First, I looked at the equations:
1) $x - y + 3z = 2$
2) $2x + y + z = 2$
3) $3x + 4z = 4$

My first thought was, "Hey, if I add equation (1) and equation (2), the 'y's will cancel each other out!" That's because one has '-y' and the other has '+y'.

So, I added equation (1) and equation (2):
$(x - y + 3z) + (2x + y + z) = 2 + 2$
$x + 2x - y + y + 3z + z = 4$
This simplifies to: $3x + 4z = 4$

Now, I looked at this new equation, $3x + 4z = 4$, and then I looked at the original equation (3), which was also $3x + 4z = 4$. Wow! They are exactly the same! This means that equation (3) doesn't give us any *new* information that we didn't already get from the first two equations.
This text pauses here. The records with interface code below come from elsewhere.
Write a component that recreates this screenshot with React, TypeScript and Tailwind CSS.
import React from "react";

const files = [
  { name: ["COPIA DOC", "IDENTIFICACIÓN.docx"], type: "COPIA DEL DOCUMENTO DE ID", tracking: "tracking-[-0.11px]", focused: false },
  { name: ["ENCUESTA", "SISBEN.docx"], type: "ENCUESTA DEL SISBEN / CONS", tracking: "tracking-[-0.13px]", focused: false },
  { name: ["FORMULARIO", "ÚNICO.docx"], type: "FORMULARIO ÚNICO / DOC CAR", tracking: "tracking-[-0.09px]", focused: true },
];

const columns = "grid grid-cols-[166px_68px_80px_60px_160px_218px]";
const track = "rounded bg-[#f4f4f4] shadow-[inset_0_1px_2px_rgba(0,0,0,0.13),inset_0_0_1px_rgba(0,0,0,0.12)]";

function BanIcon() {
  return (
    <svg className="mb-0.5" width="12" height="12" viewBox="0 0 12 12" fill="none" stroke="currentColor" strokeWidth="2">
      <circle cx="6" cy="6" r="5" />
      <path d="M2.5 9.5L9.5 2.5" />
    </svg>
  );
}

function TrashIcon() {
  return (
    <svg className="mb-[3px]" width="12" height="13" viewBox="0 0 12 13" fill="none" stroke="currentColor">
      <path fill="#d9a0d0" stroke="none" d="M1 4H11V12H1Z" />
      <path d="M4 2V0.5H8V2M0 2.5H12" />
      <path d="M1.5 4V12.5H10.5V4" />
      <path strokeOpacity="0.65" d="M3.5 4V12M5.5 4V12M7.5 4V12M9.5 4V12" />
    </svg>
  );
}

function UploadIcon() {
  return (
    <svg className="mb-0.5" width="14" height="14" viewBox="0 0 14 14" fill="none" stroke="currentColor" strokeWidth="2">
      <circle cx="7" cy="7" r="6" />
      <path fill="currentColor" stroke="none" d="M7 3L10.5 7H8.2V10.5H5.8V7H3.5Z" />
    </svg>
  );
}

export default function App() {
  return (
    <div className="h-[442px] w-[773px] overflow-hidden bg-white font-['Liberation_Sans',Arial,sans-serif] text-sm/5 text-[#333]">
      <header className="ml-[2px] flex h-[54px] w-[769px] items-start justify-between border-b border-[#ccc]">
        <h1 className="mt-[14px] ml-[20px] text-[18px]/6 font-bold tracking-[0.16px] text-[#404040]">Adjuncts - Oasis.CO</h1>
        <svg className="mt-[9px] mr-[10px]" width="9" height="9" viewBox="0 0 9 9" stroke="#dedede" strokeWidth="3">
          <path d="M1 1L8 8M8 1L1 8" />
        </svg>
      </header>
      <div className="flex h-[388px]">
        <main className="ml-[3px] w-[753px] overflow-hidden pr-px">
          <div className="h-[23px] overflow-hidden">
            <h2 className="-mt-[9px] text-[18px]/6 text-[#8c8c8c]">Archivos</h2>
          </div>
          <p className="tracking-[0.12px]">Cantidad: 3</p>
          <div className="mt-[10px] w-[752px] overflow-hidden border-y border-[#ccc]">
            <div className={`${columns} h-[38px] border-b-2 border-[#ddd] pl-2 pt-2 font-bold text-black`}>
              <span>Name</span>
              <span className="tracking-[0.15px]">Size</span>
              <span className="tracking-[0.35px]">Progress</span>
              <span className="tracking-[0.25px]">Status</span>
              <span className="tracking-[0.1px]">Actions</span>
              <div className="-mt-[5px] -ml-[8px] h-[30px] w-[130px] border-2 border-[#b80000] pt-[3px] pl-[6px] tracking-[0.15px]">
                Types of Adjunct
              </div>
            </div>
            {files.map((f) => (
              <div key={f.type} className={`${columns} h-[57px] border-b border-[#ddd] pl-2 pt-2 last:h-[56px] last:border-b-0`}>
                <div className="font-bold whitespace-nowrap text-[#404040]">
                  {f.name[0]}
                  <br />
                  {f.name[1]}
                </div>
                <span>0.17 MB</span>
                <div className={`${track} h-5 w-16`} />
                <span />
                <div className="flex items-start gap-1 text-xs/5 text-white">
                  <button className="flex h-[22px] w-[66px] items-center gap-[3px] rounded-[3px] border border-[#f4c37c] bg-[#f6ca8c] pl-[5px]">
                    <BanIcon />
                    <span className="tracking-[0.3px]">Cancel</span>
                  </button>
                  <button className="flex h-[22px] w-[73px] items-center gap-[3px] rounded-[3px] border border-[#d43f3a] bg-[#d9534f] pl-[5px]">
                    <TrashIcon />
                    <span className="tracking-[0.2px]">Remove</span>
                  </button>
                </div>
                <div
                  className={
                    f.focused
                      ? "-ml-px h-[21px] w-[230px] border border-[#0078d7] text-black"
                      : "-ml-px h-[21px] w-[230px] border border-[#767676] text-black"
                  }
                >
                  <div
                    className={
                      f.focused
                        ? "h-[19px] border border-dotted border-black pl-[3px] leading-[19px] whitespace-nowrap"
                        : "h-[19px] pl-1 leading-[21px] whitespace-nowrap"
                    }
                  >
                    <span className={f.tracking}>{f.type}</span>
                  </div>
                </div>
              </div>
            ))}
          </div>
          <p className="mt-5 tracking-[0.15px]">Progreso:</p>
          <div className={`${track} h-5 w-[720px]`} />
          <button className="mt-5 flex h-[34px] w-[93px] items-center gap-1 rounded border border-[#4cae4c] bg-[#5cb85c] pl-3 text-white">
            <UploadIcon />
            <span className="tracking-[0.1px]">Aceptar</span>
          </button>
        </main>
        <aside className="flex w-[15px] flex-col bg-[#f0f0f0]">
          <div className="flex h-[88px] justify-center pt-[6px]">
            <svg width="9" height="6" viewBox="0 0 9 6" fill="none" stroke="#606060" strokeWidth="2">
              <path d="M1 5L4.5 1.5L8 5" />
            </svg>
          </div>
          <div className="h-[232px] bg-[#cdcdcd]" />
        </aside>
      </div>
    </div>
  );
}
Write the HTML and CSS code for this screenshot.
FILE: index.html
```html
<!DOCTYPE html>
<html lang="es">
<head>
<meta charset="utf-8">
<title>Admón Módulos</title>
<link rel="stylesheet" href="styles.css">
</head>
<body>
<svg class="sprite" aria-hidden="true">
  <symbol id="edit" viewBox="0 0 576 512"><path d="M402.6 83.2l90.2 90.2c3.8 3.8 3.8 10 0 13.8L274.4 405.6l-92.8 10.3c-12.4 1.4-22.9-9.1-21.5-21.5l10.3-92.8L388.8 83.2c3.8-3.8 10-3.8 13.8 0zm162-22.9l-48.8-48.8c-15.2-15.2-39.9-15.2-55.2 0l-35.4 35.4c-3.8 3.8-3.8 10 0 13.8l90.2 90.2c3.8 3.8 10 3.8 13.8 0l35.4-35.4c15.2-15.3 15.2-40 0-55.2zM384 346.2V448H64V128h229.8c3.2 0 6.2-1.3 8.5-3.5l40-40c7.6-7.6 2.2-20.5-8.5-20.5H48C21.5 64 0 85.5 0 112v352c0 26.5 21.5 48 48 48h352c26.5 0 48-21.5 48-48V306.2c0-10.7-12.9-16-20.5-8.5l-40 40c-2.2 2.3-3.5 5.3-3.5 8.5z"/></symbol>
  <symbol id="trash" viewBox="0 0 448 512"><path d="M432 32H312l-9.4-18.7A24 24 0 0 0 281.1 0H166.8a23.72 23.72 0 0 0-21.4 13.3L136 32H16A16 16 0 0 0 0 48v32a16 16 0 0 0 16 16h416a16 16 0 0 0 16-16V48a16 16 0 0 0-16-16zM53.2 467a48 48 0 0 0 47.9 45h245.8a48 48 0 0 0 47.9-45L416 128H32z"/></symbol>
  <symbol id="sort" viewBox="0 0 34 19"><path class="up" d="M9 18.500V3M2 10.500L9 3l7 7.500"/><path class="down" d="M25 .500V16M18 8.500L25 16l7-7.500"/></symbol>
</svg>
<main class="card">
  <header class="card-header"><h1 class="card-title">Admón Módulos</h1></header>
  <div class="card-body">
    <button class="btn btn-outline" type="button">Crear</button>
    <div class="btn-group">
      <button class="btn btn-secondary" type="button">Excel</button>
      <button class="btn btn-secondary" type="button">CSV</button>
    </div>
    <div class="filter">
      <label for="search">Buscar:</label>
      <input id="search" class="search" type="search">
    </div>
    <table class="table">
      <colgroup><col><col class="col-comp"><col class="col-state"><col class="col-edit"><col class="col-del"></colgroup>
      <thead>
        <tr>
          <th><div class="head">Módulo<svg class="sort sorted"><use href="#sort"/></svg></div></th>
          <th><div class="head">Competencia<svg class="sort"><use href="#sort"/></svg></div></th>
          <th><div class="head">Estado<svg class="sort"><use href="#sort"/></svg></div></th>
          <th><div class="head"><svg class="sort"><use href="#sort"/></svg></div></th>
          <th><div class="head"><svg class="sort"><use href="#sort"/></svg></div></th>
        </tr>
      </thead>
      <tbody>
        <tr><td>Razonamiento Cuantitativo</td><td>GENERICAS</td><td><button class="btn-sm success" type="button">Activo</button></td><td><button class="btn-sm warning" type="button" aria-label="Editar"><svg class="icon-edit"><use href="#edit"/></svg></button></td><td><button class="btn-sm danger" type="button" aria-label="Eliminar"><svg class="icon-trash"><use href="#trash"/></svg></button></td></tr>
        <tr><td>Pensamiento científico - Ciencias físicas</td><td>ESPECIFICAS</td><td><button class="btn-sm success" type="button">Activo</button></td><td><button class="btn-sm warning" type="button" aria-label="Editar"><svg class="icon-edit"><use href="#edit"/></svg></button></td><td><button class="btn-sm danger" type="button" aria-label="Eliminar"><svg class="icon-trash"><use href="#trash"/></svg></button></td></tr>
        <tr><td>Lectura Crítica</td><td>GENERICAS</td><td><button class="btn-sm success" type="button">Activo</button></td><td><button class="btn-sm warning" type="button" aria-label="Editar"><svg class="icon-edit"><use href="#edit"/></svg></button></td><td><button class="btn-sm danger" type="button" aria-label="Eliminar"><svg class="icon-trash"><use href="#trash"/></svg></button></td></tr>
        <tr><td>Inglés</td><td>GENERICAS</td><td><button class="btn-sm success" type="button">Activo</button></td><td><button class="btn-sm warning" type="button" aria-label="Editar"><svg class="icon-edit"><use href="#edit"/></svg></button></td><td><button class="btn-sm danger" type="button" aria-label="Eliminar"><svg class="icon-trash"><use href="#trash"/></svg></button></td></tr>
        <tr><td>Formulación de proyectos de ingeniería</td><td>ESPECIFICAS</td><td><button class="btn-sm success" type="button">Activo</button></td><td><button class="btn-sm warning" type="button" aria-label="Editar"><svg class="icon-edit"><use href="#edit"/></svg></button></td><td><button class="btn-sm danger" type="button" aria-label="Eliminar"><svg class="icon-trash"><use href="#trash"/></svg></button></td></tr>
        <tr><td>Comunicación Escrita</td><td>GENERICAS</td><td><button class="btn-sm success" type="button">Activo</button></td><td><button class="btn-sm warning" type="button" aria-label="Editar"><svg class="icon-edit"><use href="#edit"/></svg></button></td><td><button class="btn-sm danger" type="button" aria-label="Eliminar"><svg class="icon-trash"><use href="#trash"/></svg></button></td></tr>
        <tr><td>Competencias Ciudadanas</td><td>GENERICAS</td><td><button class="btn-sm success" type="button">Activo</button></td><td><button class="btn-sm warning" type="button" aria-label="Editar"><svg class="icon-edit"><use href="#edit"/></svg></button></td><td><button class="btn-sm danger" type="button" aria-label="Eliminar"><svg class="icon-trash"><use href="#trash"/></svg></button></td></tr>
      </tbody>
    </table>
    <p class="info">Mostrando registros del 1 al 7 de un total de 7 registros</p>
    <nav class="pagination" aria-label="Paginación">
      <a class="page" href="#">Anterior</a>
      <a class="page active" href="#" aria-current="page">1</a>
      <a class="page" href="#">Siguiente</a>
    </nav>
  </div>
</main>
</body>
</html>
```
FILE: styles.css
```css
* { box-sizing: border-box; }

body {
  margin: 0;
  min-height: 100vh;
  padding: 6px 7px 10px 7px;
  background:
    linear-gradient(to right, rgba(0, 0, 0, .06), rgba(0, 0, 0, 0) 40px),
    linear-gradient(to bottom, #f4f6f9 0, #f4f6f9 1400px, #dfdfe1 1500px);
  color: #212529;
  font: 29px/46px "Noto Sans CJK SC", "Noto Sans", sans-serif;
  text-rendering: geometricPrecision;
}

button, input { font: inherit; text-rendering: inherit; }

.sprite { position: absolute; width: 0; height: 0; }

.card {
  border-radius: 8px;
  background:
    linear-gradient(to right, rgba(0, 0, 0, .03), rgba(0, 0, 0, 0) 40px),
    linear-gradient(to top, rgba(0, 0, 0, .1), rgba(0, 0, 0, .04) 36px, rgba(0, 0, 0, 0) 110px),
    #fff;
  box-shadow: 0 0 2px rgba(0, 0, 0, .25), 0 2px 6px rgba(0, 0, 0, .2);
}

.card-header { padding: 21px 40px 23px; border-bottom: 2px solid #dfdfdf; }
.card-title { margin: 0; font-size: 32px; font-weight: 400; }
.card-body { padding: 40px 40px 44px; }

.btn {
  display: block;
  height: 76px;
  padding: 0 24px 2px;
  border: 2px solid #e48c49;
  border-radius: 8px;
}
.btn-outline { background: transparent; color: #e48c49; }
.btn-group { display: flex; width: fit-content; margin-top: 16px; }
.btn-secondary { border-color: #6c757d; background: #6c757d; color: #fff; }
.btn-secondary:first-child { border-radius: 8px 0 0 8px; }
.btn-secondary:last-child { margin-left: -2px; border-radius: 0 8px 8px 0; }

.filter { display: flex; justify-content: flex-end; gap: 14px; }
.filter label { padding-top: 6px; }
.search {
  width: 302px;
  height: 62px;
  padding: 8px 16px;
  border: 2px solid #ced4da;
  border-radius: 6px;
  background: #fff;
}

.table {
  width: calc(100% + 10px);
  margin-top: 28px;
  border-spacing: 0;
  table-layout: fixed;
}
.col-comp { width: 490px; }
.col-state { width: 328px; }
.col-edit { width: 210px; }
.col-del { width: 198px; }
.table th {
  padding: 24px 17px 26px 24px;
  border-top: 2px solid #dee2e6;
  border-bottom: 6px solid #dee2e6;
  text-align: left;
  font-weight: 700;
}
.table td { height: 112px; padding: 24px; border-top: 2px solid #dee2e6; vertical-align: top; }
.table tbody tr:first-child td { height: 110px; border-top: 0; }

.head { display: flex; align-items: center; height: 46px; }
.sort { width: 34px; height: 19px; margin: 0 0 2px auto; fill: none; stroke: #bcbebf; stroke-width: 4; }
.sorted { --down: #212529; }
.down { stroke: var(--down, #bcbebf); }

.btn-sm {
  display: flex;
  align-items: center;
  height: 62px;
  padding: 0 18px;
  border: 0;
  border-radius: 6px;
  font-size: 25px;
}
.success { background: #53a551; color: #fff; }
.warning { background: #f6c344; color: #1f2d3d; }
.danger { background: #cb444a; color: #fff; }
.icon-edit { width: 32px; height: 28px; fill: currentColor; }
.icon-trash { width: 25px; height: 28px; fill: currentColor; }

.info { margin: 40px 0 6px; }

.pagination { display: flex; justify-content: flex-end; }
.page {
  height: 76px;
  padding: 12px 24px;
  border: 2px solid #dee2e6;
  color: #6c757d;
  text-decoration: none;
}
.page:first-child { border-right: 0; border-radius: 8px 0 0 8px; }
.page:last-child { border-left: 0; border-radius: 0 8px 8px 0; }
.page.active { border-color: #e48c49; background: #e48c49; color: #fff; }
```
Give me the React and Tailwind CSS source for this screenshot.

When this happens in a system of equations, it means there isn't just one single answer for x, y, and z. Instead, there are tons of answers, actually "infinitely many solutions"! To show this, we can let one of the variables be a general number (we call this a parameter), and then express the other variables in terms of it.

Let's pick 'z' to be our general number. We can call it 't' (just a fancy way to say "any number"). So, let $z = t$.

Now, let's use the equation $3x + 4z = 4$ (which came from adding (1) and (2), and is also equation (3)) to find 'x' in terms of 'z' (or 't'):
$3x + 4t = 4$
$3x = 4 - 4t$
$x = \frac{4 - 4t}{3}$

Finally, we need to find 'y'. We can use one of the original equations that has 'y' in it. Let's use equation (1): $x - y + 3z = 2$.
We know $x = \frac{4 - 4t}{3}$ and $z = t$. Let's plug those in:
$\frac{4 - 4t}{3} - y + 3t = 2$

Now, we want to get 'y' by itself. Let's move everything else to the other side:
$-y = 2 - 3t - \frac{4 - 4t}{3}$

To combine the terms on the right side, I'll make them all have a bottom number (denominator) of 3:
$-y = \frac{2 \times 3}{3} - \frac{3t \times 3}{3} - \frac{4 - 4t}{3}$
$-y = \frac{6}{3} - \frac{9t}{3} - \frac{4 - 4t}{3}$

Now, combine the top parts:
$-y = \frac{6 - 9t - (4 - 4t)}{3}$
Remember to distribute the minus sign carefully!
$-y = \frac{6 - 9t - 4 + 4t}{3}$
$-y = \frac{2 - 5t}{3}$

To get 'y' (not '-y'), multiply both sides by -1:
$y = - \left(\frac{2 - 5t}{3}\right)$
$y = \frac{-(2 - 5t)}{3}$
$y = \frac{-2 + 5t}{3}$
It looks a bit neater if we write the positive term first: $y = \frac{5t - 2}{3}$

So, our complete solution is:
$x = \frac{4 - 4t}{3}$
$y = \frac{5t - 2}{3}$
$z = t$
where 't' can be any real number you can think of!